When he joined the Maple Leafs organization in 2014, Kyle Dubas had already made a name for himself as a groundbreaking young hockey executive with the Ontario League’s Sault Ste. Marie Greyhounds – and since then, the 30-year-old has continued to build his bank of expertise, serving as the Leafs’ assistant GM, as well as the GM of the AHL’s Toronto Marlies.

Dubas recently spoke to for an extended look into the Marlies organization and his personal journey to the upper echelons of the hockey management world. Here is the condensed and edited conversation: In recently speaking to coach Sheldon Keefe and Frederik Gauthier for a story on Gauthier’s first pro season with the Marlies, it was clear the franchise is coming together in different ways to help young players improve - in his case, through changes to his equipment that will benefit his skating. Is that when you feel most fulfilled in your role – seeing the entire organization collaborate – and having players willing to work with them to make improvements?

Kyle Dubas: In Frederik’s case – and this applies to every player – we try to use all the expertise we have as a development staff. How that came about with the changes to his equipment was, in sitting and talking with Sheldon, myself, (Leafs director of player development) Scott Pellerin, (Leafs skills development consultant) Darryl Belfry, (player development consultant) Mike Ellis and (Leafs skating coach) Barb Underhill – so really our entire development staff. Barb had some great insights and so did Darryl and they conveyed that, by making a few alterations to his equipment, it would significantly change his posture and thus the power he could generate from his skating.

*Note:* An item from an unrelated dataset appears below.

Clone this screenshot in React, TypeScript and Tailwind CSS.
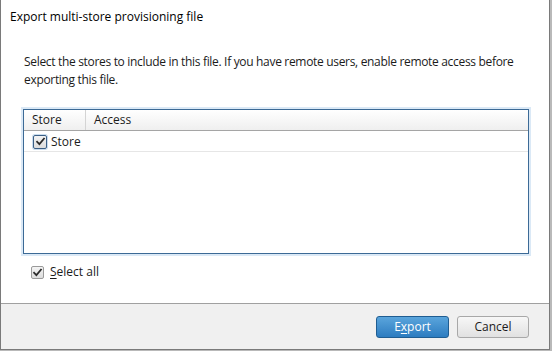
import React from "react";

const CheckMark: React.FC<{ className?: string }> = ({ className }) => (
  <svg viewBox="0 0 13 13" className={className}>
    <path
      d="M2.5 6.8 L5.2 9.6 L10.6 3.2"
      fill="none"
      stroke="#2a2a2a"
      strokeWidth="2.1"
      strokeLinecap="square"
    />
  </svg>
);

const CheckBox: React.FC<{ focused?: boolean }> = ({ focused }) => (
  <span
    className={
      "flex items-center justify-center rounded-[2px] border bg-gradient-to-b from-[#f4f4f4] to-[#dcdcdc] " +
      (focused
        ? "h-[14px] w-[14px] border-[#3b5f85] shadow-[0_0_0_1px_#c9dcee]"
        : "h-[13px] w-[13px] border-[#9a9a9a]")
    }
  >
    <CheckMark className="h-[11px] w-[11px]" />
  </span>
);

export default function App() {
  return (
    <div
      className="relative h-[351px] w-[552px] overflow-hidden bg-[#b9b9b9] text-[12px] text-[#1b1b1b]"
      style={{ fontFamily: '"Open Sans", "Noto Sans", sans-serif' }}
    >
      <div className="flex h-[350px] w-[550px] flex-col border-b border-l border-r border-[#7a7a7a] bg-white">
        <div className="flex h-[31px] items-center pl-[9px] pt-[2px] text-[12px] text-black">
          Export multi-store provisioning file
        </div>

        <div className="flex flex-1 flex-col px-[22px]">
          <p className="mt-[22px] leading-[18px] tracking-[-0.32px] pl-[1px]">
            Select the stores to include in this file. If you have remote users, enable remote access before
            exporting this file.
          </p>

          <div className="mt-[20px] h-[145px] w-[506px] border border-[#3c6a96] shadow-[0_0_0_2px_#dbe9f6] bg-white">
            <div className="flex h-[21px] border-b border-[#a5a5a5] bg-gradient-to-b from-white to-[#efefef]">
              <div className="flex w-[62px] items-center border-r border-[#d4d4d4] pl-[8px]">Store</div>
              <div className="flex items-center pl-[8px]">Access</div>
            </div>
            <div className="flex h-[21px] items-center gap-[4px] border-b border-[#e6e6e6] pl-[9px] pt-[1px]">
              <CheckBox focused />
              <span>Store</span>
            </div>
          </div>

          <div className="mt-[9px] flex items-center gap-[6px] pl-[8px]">
            <CheckBox />
            <span>
              <span className="underline underline-offset-2">S</span>elect all
            </span>
          </div>
        </div>

        <div className="flex h-[46px] items-center justify-end gap-[8px] border-t border-[#a0a0a0] bg-[#f0f0f0] pr-[20px]">
          <button className="flex h-[22px] w-[73px] items-center justify-center rounded-[3px] border border-[#1f5d92] bg-gradient-to-b from-[#5aa5dc] to-[#2c7cc0] text-white">
            E<span className="underline underline-offset-2">x</span>port
          </button>
          <button className="flex h-[22px] w-[72px] items-center justify-center rounded-[3px] border border-[#a8a8a8] bg-gradient-to-b from-[#f7f7f7] to-[#e1e1e1] text-[#1b1b1b]">
            Cancel
          </button>
        </div>
      </div>
    </div>
  );
}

And so Chris McKeage, our equipment manager – who I also consider part of our development staff, because he’s the one who has to make the changes; he’s sort of the mechanic behind it all, even though people may not always think of that role that way, but we do – made the changes. Frederik was open to it, and not a lot of players are, especially not rookie pros who’re trying to get their feet under them and get started in the league. Frederik embraced the change, and it was explained to him in a way by our staff that “here’s how we believe it can help you, here are the direct improvements we can see these equipment changes making”. Frederik has put in a spectacular amount of work every day, but notably with Barb Underhill and Darryl, to improve his game.

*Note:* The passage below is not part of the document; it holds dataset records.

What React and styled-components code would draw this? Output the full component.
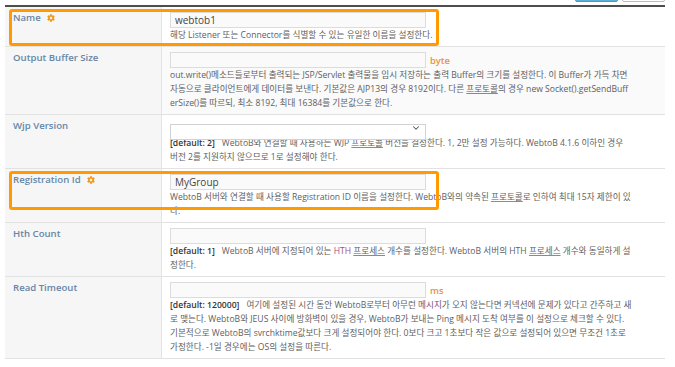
import React from 'react';
import styled, { createGlobalStyle } from 'styled-components';
import { FaCog } from 'react-icons/fa';
import { ChevronDown } from 'lucide-react';

const GlobalStyle = createGlobalStyle`
  body {
    margin: 0;
    background: #ffffff;
    font-family: "Open Sans", "Noto Sans CJK KR", sans-serif;
  }
`;

const Page = styled.div`
  width: 660px;
  padding-left: 5px;
`;

const Toolbar = styled.div`
  height: 5px;
  display: flex;
  justify-content: flex-end;
  align-items: flex-end;
  gap: 4px;
  overflow: hidden;
`;

const ToolButton = styled.button`
  flex: none;
  width: 43px;
  height: 20px;
  margin-bottom: 3px;
  border-radius: 2px;
  border: 1px solid ${(p) => (p.$primary ? '#4a9cc4' : '#bdbdbd')};
  background: ${(p) => (p.$primary ? '#5aaed6' : '#ffffff')};
`;

const Table = styled.div`
  border-top: 2px solid #4d4d4d;
`;

const Row = styled.div`
  position: relative;
  display: grid;
  grid-template-columns: 157px 1fr;
  border-bottom: 1px solid #e2e2e2;
`;

const Label = styled.div`
  display: flex;
  align-items: flex-start;
  gap: 6px;
  padding: 4px 8px;
  background: #f6f6f6;
  border-right: 1px solid #e4e4e4;
  font-size: 9.6px;
  font-weight: 600;
  line-height: 14px;
  color: #6686a8;
`;

const Gear = styled(FaCog)`
  margin-top: 3px;
  color: #f39a1e;
`;

const Value = styled.div`
  padding: 5px 6px 4px 8px;
  background: ${(p) => (p.$tint ? '#fafafa' : '#ffffff')};
`;

const Field = styled.div`
  display: flex;
  align-items: center;
  gap: 4px;
  height: 16px;
`;

const Input = styled.input`
  box-sizing: border-box;
  width: 256px;
  height: 16px;
  padding: 0 4px;
  border: 1px solid #dcdcdc;
  background: #fafafa;
  font-family: inherit;
  font-size: 10px;
  color: #444444;
  outline: none;
`;

const SelectBox = styled.div`
  position: relative;
  width: 256px;
  height: 16px;
`;

const Select = styled.select`
  box-sizing: border-box;
  appearance: none;
  width: 100%;
  height: 100%;
  border: 1px solid #d2d2d2;
  border-radius: 0;
  background: #ffffff;
`;

const Chevron = styled(ChevronDown)`
  position: absolute;
  right: 5px;
  top: 3px;
  color: #555555;
  pointer-events: none;
`;

const Unit = styled.span`
  font-size: 9.4px;
  font-weight: 600;
  color: #ec9238;
`;

const Desc = styled.div`
  font-size: 8.6px;
  line-height: 14px;
  color: #606060;
`;

const Line = styled.span`
  display: block;
  white-space: nowrap;
`;

const Default = styled.span`
  margin-right: 7px;
  font-weight: 600;
  color: #333333;
`;

const Term = styled.span`
  color: ${(p) => p.$tone || 'inherit'};
  text-decoration: ${(p) => (p.$plain ? 'none' : 'underline')};
  text-decoration-color: #8a8a8a;
  text-underline-offset: 1px;
`;

const Highlight = styled.div`
  position: absolute;
  top: 2px;
  left: 4px;
  width: 430px;
  height: ${(p) => p.$h}px;
  box-sizing: border-box;
  border: 3px solid #ff9a00;
  border-radius: 3px;
  pointer-events: none;
`;

const rows = [
  {
    label: 'Name',
    required: true,
    highlight: 37,
    field: { kind: 'input', value: 'webtob1' },
    lines: [<>해당 Listener 또는 Connector를 식별할 수 있는 유일한 이름을 설정한다.</>],
  },
  {
    label: 'Output Buffer Size',
    tint: true,
    field: { kind: 'input', value: '', unit: 'byte' },
    lines: [
      <>out.write()메소드들로부터 출력되는 JSP/Servlet 출력물을 임시 저장하는 출력 Buffer의 크기를 설정한다. 이 Buffer가 가득 차면</>,
      <>자동으로 클라이언트에게 데이터를 보낸다. 기본값은 AJP13의 경우 8192이다. 다른 <Term>프로토콜</Term>의 경우 new Socket().getSendBuff</>,
      <>erSize()를 따르되, 최소 8192, 최대 16384를 기본값으로 한다.</>,
    ],
  },
  {
    label: 'Wjp Version',
    field: { kind: 'select' },
    lines: [
      <><Default>[default: 2]</Default>WebtoB와 연결할 때 사용하는 WJP <Term>프로토콜</Term> 버전을 결정한다. 1, 2만 설정 가능하다. WebtoB 4.1.6 이하인 경우</>,
      <>버전 2를 지원하지 않으므로 1로 설정해야 한다.</>,
    ],
  },
  {
    label: 'Registration Id',
    required: true,
    highlight: 39,
    field: { kind: 'input', value: 'MyGroup' },
    lines: [
      <>WebtoB 서버와 연결할 때 사용할 Registration ID 이름을 설정한다. WebtoB와의 약속된 <Term>프로토콜</Term>로 인하여 최대 15자 제한이 있</>,
      <>다.</>,
    ],
  },
  {
    label: 'Hth Count',
    field: { kind: 'input', value: '' },
    lines: [
      <><Default>[default: 1]</Default>WebtoB 서버에 지정되어 있는 <Term $plain $tone="#a0507c">HTH</Term> <Term>프로세스</Term> 개수를 설정한다. WebtoB 서버의 HTH <Term>프로세스</Term> 개수와 동일하게 설</>,
      <>정한다.</>,
    ],
  },
  {
    label: 'Read Timeout',
    last: true,
    field: { kind: 'input', value: '', unit: 'ms' },
    lines: [
      <><Default>[default: 120000]</Default>여기에 설정된 시간 동안 WebtoB로부터 아무런 <Term $plain $tone="#6b5380">메시지</Term>가 오지 않는다면 커넥션에 문제가 있다고 간주하고 새</>,
      <>로 맺는다. WebtoB와 JEUS 사이에 방화벽이 있을 경우, WebtoB가 보내는 Ping 메시지 도착 여부를 이 설정으로 체크할 수 있다.</>,
      <>기본적으로 WebtoB의 svrchktime값보다 크게 설정되어야 한다. 0보다 크고 1초보다 작은 값으로 설정되어 있으면 무조건 1초로</>,
      <>가정한다. -1일 경우에는 OS의 설정을 따른다.</>,
    ],
  },
];

const FieldControl = ({ field }) => (
  <Field>
    {field.kind === 'select' ? (
      <SelectBox>
        <Select defaultValue="">
          <option value=""></option>
        </Select>
        <Chevron size={10} strokeWidth={2.5} />
      </SelectBox>
    ) : (
      <Input defaultValue={field.value} />
    )}
    {field.unit && <Unit>{field.unit}</Unit>}
  </Field>
);

const App = () => (
  <>
    <GlobalStyle />
    <Page>
      <Toolbar>
        <ToolButton $primary />
        <ToolButton />
      </Toolbar>
      <Table>
        {rows.map((row) => (
          <Row key={row.label}>
            <Label>
              {row.label}
              {row.required && <Gear size={8} />}
            </Label>
            <Value $tint={row.tint}>
              <FieldControl field={row.field} />
              <Desc>
                {row.lines.map((line, i) => (
                  <Line key={i}>{line}</Line>
                ))}
              </Desc>
            </Value>
            {row.highlight && <Highlight $h={row.highlight} />}
          </Row>
        ))}
      </Table>
    </Page>
  </>
);

export default App;
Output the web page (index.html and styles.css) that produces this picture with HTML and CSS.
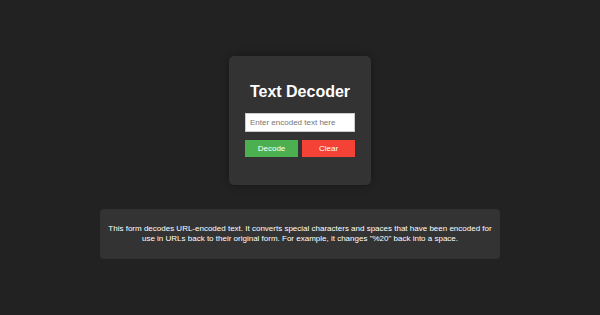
FILE: index.html
```html
<!DOCTYPE html>
<html>
<head>
<meta charset="utf-8">
<link rel="stylesheet" href="styles.css">
</head>
<body>
<main class="page">
  <section class="card">
    <h1 class="title">Text Decoder</h1>
    <input class="field" type="text" placeholder="Enter encoded text here">
    <div class="actions">
      <button class="btn btn-decode">Decode</button>
      <button class="btn btn-clear">Clear</button>
    </div>
  </section>
  <section class="info">
    <p>This form decodes URL-encoded text. It converts special characters and spaces that have been encoded for use in URLs back to their original form. For example, it changes "%20" back into a space.</p>
  </section>
</main>
</body>
</html>
```
FILE: styles.css
```css
html, body {
  margin: 0;
  padding: 0;
  background: #222222;
  font-family: "Liberation Sans", Arial, sans-serif;
  color: #ffffff;
}
.page {
  width: 600px;
  height: 315px;
  display: flex;
  flex-direction: column;
  align-items: center;
  justify-content: center;
  gap: 24px;
}
.card {
  box-sizing: border-box;
  width: 142px;
  height: 129px;
  background: #333333;
  border-radius: 5px;
  box-shadow: 0 0 8px rgba(0, 0, 0, 0.35);
  padding: 26px 16px 0;
  display: flex;
  flex-direction: column;
  align-items: center;
}
.title {
  margin: 0;
  font-size: 16px;
  line-height: 19px;
  font-weight: bold;
  white-space: nowrap;
}
.field {
  box-sizing: border-box;
  width: 110px;
  height: 19px;
  margin-top: 12px;
  border: 1px solid #cccccc;
  background: #ffffff;
  padding: 0 4px;
  font-family: inherit;
  font-size: 8px;
  outline: none;
}
.field::placeholder {
  color: #757575;
}
.actions {
  display: flex;
  gap: 4px;
  margin-top: 8px;
}
.btn {
  width: 53px;
  height: 17px;
  border: none;
  padding: 0;
  color: #ffffff;
  font-family: inherit;
  font-size: 8px;
}
.btn-decode { background: #4caf50; }
.btn-clear { background: #f44336; }
.info {
  box-sizing: border-box;
  width: 400px;
  height: 50px;
  background: #333333;
  border-radius: 4px;
  padding: 0 6px;
  display: flex;
  align-items: center;
  justify-content: center;
}
.info p {
  margin: 0;
  font-size: 8px;
  line-height: 10px;
  text-align: center;
  color: #ffffff;
}
```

When we’re scouting, some will say, “well, he didn’t have great numbers in the Quebec League and he’s a first-round pick,” a lot of that, especially in hockey, is still so subjective. But are there things we can do as a staff that will improve him? How does he retain teaching? Is he an intelligent young man? And Frederik is – before he chose the Quebec League, he was accepted to Harvard, and he’s a very intelligent 20-year-old, one of the most intelligent I’ve been around. He embraced it, and we try to provide all of our players with these types of insights to improve. And it’s paid dividends so far for Frederik. Is that intangible of acceptance or flexibility in working on your game something that does matter to the organization? Do you look for players who believe in themselves and doing the things that got them to this level, but who also have to be willing to be open to change?

Kyle Dubas: The way I look at it is that intelligent players are open to doing things that are conveyed to them in a way that can benefit them. If you try to go to a player who’s a really smart person – which is something our organization really values in the players we draft – and give them a bunch of babble and basic stuff, they’re going to see through it. So in order to go to a really intelligent player, you have to explain things well so that the player understands the lesson and sees the benefit.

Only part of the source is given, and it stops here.